Through working out, Clay went back into the shabby dressing room and showered, then lay down on a rubbing table in a small room the size of three telephone booths while Luis Sarria, a coal-black Cuban, worked him over, the old fingers dry and stiff as charcoal sticks but curiously tender.
"You may have noticed me fighting flatfooted," Clay said. "Who knows? Maybe this fight is going to go 13 rounds or so. Maybe I won't be able to move all the time. Maybe I have to save something." Apparently he had forgotten that he had predicted he would knock Liston out in five rounds.

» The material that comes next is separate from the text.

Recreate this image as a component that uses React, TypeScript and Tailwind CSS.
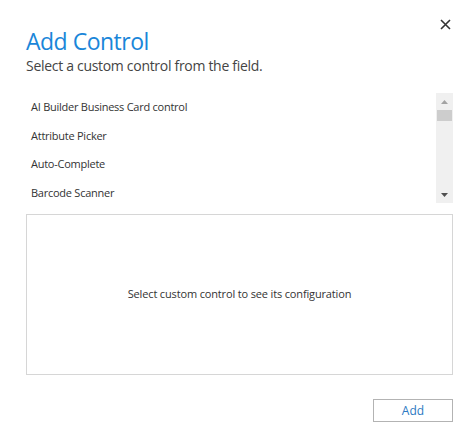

Clay lives with 10 members of his entourage and three cooks in a big house in northwest Miami. Later, at the house, he said, "Has there ever been anything like this? This championship? All these people comin' to see it? I been talking and saying things and building up and now I'm getting nervous. I worked hard and talked fast and now I got what I wanted. Think of all them planeloads of pretty foxes flying in to see me. Now the time has come for training and fighting."
The next day he took off from training, but the day was not wasted. He gathered his cohorts and repaired to Surfside, where he stood outside Liston's training quarters and put on much the same show he stages at the Fifth Street Gym. He and Budini howled, "Float like a butterfly, sting like a bee," and roared, and Cassius made a dramatic attempt to break loose and go up to the second-floor auditorium where Liston was working. He was restrained—easily—before being persuaded by the courteous and long-suffering Surfside police to leave.
Upstairs, Liston went stoically about his training.
"This boy is getting under his skin," Angelo Dundee had said earlier. "It bugs Liston, all these things he does." If Dundee is right, Liston hides his pique well. Leotis Martin, a reed-thin light heavy who has the painful job of sparring with Sonny every day, says, "He's not mad at people the way he used to be. He doesn't try to kill us every day."
Said Liston, "Clay needs a lesson in manners. Maybe I can help him by beating his brains out. If I can, who am I to stand in the way of progress?"
It may be progress, but it seems a shame.